Many moons ago I showed that one could form an intense contact scorch on the stripped epidermis from dried onion scale leaves – the latter a gossamer thin flake also just one cell thick, presumably with a PCW that is 200nm thick or thereabouts. Don’t be deceived by superficiality. Highly superficial layers can make excellent surfaces for image capture and colour production.
Who needs to invoke starch or other impurity layers when there is a receptive PCW, more in some parts than others, accounting for that banding and those differences in image intensity.
Here endeth this morning’s lesson. You can all wake up now.
Second comment (in response to David Goulet):
I have noted your additions and corrections, David, but have to say that this focus on bleaching variation as a cause of yarn variation, and yarn variation as a cause of banding, and banding as a cause of bilaterally symmetrical image cut off, and bilaterally symmetrical image cut off as a cause of an overly-gaunt face strikes me not as objective science, but more as special pleading. That hunch is reinforced when one sees the entire argument being used to dismiss a medieval provenance for the Shroud.

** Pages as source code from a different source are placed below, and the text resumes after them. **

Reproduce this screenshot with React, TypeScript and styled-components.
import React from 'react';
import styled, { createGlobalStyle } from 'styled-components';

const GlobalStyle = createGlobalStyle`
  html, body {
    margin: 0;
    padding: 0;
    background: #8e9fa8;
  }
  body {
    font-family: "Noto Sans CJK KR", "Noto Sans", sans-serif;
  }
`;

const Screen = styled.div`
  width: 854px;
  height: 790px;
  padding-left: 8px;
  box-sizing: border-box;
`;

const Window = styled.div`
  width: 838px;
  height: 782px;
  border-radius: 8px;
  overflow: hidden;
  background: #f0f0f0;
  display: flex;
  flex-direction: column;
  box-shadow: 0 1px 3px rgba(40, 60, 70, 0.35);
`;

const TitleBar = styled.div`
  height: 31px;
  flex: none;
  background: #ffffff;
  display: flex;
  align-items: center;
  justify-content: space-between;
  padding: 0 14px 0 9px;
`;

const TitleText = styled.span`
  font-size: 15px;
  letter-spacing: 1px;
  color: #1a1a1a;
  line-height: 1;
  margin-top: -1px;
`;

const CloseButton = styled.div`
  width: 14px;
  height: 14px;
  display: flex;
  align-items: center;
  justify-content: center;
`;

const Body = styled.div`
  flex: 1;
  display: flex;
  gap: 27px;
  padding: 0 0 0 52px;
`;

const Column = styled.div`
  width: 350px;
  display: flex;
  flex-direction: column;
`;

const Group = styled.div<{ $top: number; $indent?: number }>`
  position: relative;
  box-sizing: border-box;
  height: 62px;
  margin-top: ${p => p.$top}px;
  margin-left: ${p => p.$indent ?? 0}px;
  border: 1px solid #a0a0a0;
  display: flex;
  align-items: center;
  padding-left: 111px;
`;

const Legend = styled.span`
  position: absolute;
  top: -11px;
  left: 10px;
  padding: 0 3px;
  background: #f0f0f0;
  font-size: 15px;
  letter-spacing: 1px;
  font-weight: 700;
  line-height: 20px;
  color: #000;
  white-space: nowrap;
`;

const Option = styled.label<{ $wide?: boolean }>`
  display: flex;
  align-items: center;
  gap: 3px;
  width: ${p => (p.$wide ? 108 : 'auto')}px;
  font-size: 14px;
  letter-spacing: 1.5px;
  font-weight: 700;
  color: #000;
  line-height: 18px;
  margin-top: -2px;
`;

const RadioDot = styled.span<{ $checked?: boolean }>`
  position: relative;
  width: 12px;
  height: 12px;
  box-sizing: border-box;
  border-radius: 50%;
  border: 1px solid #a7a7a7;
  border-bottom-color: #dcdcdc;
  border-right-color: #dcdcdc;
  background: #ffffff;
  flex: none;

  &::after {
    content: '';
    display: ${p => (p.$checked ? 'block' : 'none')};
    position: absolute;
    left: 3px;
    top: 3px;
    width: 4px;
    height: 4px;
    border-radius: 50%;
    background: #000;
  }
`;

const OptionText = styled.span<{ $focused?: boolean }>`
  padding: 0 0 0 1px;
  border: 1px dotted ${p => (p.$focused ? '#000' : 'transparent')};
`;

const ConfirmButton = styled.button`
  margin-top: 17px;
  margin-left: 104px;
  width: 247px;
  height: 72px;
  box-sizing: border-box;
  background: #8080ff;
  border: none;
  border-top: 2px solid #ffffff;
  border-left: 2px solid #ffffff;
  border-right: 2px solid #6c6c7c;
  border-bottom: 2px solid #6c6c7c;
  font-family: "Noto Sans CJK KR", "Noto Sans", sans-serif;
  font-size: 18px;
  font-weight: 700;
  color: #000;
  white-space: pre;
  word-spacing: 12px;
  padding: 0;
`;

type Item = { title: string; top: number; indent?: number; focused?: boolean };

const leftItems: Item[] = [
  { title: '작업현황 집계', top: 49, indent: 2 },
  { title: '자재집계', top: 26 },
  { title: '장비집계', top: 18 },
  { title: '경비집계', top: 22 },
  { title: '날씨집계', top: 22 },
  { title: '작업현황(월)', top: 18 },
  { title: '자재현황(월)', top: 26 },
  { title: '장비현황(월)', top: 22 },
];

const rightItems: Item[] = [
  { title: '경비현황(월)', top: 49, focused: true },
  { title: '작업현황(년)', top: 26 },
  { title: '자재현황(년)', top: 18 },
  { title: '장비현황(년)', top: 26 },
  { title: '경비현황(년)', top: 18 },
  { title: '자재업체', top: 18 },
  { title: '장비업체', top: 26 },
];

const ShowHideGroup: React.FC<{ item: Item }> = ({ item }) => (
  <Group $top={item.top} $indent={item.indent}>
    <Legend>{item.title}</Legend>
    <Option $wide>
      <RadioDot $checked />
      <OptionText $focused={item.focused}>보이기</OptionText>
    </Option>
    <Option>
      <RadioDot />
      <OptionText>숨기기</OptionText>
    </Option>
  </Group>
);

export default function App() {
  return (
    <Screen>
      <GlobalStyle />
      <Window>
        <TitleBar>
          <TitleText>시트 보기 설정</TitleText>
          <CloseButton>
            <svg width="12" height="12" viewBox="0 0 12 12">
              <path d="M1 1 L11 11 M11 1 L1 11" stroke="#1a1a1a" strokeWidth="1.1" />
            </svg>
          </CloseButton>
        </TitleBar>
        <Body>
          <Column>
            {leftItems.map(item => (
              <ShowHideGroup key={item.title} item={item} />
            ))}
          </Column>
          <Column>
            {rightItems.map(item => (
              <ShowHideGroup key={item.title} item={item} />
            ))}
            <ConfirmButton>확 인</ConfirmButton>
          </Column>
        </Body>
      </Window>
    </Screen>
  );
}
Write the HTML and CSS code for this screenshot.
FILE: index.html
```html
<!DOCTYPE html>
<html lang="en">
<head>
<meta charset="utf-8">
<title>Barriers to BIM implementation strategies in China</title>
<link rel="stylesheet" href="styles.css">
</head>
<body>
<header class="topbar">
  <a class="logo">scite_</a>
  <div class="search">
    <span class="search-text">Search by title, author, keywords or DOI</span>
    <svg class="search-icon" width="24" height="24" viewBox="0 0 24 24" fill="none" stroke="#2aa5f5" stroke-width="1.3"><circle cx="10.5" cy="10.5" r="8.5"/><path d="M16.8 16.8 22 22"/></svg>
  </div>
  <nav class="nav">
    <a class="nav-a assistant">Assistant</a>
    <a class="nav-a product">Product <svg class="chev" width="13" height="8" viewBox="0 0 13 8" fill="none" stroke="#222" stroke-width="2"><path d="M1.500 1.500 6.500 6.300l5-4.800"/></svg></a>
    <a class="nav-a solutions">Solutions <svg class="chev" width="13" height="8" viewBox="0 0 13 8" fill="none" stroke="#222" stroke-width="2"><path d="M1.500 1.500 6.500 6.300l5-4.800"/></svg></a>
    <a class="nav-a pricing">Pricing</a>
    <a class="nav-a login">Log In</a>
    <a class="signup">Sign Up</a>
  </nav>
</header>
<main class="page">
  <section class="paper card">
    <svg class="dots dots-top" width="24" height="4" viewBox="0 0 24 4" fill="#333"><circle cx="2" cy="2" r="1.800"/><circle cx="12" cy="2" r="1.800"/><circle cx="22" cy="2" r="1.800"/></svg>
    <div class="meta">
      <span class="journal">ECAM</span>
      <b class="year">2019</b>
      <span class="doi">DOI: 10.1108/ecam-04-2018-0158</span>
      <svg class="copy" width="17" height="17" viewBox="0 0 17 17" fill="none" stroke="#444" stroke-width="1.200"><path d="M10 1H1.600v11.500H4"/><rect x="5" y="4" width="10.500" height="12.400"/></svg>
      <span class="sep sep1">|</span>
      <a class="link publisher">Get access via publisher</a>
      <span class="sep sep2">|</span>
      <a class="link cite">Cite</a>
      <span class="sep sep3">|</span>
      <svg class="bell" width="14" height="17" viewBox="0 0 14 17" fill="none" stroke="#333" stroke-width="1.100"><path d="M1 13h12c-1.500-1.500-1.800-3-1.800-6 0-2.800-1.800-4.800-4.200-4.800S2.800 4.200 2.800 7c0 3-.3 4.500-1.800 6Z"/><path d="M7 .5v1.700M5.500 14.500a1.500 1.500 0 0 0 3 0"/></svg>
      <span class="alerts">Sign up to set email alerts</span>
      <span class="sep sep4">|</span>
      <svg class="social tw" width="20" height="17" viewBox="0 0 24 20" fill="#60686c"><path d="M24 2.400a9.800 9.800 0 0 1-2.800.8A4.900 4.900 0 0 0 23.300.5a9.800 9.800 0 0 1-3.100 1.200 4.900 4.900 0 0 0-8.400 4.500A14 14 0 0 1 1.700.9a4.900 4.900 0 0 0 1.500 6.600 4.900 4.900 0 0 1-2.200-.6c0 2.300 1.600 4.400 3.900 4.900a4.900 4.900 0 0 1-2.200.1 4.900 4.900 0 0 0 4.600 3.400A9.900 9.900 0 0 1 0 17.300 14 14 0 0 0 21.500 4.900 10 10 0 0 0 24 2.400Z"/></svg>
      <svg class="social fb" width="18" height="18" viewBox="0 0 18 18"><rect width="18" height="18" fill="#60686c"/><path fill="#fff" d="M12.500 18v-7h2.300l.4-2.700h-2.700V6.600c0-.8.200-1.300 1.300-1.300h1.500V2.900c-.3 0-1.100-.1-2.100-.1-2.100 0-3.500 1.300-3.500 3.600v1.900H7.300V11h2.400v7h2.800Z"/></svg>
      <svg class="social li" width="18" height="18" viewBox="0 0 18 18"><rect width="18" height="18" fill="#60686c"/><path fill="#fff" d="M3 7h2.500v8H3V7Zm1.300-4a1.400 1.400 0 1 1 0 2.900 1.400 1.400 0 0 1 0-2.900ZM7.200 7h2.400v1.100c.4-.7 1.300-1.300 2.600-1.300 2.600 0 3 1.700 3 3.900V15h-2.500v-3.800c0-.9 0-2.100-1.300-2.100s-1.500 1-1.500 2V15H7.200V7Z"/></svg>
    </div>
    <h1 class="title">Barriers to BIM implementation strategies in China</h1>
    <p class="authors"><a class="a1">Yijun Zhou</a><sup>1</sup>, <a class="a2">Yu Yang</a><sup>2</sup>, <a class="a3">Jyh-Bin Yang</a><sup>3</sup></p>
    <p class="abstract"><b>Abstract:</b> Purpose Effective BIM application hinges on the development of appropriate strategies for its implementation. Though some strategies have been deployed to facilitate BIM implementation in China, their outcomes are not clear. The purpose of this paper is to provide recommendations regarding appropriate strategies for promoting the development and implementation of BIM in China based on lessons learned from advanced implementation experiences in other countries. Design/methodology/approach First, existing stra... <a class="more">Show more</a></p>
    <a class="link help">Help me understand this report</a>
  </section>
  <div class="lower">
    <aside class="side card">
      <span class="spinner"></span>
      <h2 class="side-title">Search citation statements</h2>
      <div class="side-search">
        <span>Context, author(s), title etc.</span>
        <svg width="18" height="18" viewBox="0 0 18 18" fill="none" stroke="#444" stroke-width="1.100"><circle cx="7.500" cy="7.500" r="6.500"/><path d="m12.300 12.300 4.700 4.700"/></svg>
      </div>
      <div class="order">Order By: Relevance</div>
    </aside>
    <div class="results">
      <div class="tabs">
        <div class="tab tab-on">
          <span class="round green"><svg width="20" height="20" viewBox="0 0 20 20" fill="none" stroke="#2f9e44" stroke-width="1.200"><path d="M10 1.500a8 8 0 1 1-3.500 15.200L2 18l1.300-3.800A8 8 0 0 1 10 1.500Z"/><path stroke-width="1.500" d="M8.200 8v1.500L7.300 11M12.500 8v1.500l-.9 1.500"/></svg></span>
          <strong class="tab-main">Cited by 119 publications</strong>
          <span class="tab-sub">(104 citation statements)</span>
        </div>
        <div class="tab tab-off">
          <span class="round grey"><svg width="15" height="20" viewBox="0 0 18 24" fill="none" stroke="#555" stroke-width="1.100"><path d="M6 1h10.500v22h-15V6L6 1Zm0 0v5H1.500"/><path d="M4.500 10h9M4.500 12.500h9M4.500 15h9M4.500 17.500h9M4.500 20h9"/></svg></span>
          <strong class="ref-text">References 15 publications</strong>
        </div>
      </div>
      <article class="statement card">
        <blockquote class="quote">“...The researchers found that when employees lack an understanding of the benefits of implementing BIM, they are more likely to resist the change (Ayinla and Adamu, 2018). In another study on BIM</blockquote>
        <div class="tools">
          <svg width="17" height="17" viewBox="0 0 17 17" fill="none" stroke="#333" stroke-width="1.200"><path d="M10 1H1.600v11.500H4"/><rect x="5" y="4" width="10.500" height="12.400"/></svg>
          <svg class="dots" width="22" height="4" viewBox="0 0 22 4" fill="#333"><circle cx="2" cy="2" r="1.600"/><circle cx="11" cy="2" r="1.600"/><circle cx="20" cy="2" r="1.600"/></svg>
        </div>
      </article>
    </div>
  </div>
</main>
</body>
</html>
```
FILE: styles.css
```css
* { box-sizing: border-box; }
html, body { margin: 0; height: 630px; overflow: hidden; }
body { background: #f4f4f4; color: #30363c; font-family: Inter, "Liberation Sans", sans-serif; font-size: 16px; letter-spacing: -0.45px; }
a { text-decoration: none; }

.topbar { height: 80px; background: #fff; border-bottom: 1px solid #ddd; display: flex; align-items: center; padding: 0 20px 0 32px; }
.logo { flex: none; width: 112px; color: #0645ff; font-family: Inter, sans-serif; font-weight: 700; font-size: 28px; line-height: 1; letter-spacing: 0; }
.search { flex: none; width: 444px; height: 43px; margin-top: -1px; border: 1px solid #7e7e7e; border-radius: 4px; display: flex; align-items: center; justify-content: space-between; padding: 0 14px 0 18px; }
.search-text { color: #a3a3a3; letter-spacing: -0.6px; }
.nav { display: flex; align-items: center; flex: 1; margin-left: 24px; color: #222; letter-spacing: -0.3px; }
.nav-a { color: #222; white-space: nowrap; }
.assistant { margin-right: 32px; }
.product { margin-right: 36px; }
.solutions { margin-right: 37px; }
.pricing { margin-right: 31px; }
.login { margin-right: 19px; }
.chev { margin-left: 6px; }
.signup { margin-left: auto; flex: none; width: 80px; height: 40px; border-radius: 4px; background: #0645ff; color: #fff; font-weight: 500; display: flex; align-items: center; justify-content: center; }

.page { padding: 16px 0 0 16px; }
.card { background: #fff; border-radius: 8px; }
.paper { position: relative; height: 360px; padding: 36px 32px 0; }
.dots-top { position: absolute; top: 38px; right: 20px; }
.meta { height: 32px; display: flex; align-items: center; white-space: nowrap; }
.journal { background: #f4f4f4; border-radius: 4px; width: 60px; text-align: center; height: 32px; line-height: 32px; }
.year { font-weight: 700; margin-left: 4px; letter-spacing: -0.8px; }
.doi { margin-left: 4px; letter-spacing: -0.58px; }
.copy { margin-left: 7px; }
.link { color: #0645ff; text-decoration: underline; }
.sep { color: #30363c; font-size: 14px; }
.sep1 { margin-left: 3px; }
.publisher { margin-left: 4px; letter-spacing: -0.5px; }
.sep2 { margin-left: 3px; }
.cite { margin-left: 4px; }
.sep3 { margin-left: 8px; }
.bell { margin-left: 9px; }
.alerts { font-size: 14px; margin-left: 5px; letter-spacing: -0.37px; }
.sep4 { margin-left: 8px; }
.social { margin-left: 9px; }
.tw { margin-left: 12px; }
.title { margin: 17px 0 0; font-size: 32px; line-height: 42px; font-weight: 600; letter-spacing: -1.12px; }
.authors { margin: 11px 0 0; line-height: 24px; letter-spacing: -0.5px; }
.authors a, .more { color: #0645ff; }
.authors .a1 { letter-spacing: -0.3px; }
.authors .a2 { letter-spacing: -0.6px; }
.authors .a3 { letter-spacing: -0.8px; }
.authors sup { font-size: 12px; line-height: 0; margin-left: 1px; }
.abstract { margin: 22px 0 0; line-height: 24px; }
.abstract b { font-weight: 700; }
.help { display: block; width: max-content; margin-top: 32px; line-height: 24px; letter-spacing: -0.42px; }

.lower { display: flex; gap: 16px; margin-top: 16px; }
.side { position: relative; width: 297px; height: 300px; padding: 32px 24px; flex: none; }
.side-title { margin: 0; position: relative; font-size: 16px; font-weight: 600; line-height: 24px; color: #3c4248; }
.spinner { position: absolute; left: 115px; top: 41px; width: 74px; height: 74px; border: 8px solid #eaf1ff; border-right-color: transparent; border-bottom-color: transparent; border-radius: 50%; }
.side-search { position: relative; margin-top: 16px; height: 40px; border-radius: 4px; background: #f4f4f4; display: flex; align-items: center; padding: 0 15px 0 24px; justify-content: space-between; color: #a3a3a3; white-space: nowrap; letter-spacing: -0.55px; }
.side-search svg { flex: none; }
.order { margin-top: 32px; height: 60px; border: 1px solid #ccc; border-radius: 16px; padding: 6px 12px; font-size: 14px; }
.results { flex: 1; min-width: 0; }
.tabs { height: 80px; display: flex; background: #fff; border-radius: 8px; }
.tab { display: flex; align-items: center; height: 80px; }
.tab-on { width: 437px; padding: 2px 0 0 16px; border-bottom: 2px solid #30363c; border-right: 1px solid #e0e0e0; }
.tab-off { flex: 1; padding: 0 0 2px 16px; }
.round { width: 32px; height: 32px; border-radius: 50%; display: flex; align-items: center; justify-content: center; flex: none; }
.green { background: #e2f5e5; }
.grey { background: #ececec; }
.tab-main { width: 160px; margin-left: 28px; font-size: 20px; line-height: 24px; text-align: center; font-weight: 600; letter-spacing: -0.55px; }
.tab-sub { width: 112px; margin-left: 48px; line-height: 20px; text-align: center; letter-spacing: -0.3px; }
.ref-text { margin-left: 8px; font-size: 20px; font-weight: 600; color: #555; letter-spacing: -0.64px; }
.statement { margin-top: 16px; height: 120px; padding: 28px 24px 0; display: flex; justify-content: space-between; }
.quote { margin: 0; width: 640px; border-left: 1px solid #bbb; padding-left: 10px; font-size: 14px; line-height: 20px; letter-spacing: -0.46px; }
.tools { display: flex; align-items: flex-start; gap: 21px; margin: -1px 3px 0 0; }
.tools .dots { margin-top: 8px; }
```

Some might think that speculation as to the reasons for the gaunt face is futile unless one knows the mechanism of image imprinting. A point worth noting is that gauntness, in the sense of being narrower than one might expect, is a characteristic that is not restricted to the face. One sees it in the forearms too, one of which looks particularly stick-like, and in the fingers, giving rise to their description of “bony” with some even suggesting an X-ray type of imaging.
Personally I think there is a very obvious explanation for all the gauntness effects, and it has little if anything to do with bleaching or banding, and everything to do with the mechanism of imprinting. But the posting is not about that, so I’ll stop here.